La pratique étatique du développement met en évidence, dès le départ, l'écart existant entre le discours doctrinal, fondé sur les virtualités, et les moyens pour rendre réelles ces mêmes virtualités. Dopé par la rente pétrolière et l'élargissement corrélatif de sa solvabilité extérieure, le pouvoirs publics réagissent aux problèmes économiques et sociaux par la dépense qui n'est pas toujours le meilleur moyen de leur traitement. Plus généralement, l'Etat se substitue vaniteusement aux lois du marché qu'il récuse purement et simplement car elles sont antinomiques avec les démarches industrialiste et unitaire. A l'économique qui divise, selon l'expression de L. ADDI, 342 on préfère une démarche volontariste qui unit. Elle consiste, sur le plan économique, à mettre rapidement sur pied un ensemble d'équipements industriels au mépris des questions liées à la productivité, le volume d'emploi, le taux d'utilisation des capacités installées, les proportions à respecter entre différents types d'investissement, les capacités de réalisation et les charges financières. On peut se rendre compte de l'existence d'un tel volontarisme en analysant le discours économique officiel qui fustige toutes les initiatives relevant de la rationalité économique et d'un souci pour contenir à un niveau acceptable la dépendance vis à vis de la rente et de la dette.

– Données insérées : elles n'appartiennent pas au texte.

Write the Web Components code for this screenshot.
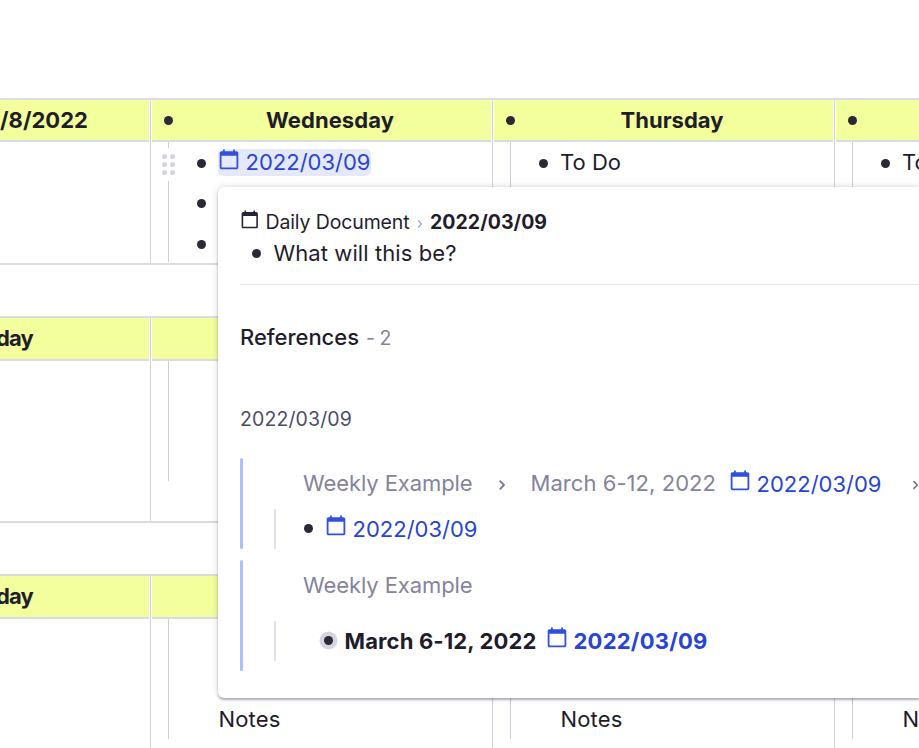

Les exemples ne manquent pas pour montrer que l'arbitrage par le politique s'est substitué dès le début des années soixante-dix à celui devant être réalisé par les instances de planification relevant pourtant d’un mode de régulation étatique. Les multiples appels faits par les cadres du plan pour modérer l'investissement, eu égard aux problèmes de son financement et de son absorption, sont purement et simplement qualifiés de manipulations étrangères. B. ABDESSELEM, ministre de l'industrie et symbole de l'entrepreneur étatique, n'hésite pas à qualifier l'organe central de planification "d'officine de la France343". Ainsi, les tentatives de rationalisation, d'amélioration et d'ajustement de l'appareil productif pour en améliorer l'efficacité et la cohérence sont vécues et interprétées par les pouvoirs publics comme une attitude subversive. Aussi, peut-on s'interroger sur l'existence réelle d'un projet économique dès lors que ses aspects économiques essentiels sont remis en cause constamment par les injonctions du politique qui tend à éliminer toutes les autres instances de décision ou du moins à les réduire à des institutions strictement techniciennes. La question est d'importance car elle permet de faire la part des choses entre les contradictions objectives relevant d'une doctrine de développement et celles qui sont liées à sa mise en oeuvre.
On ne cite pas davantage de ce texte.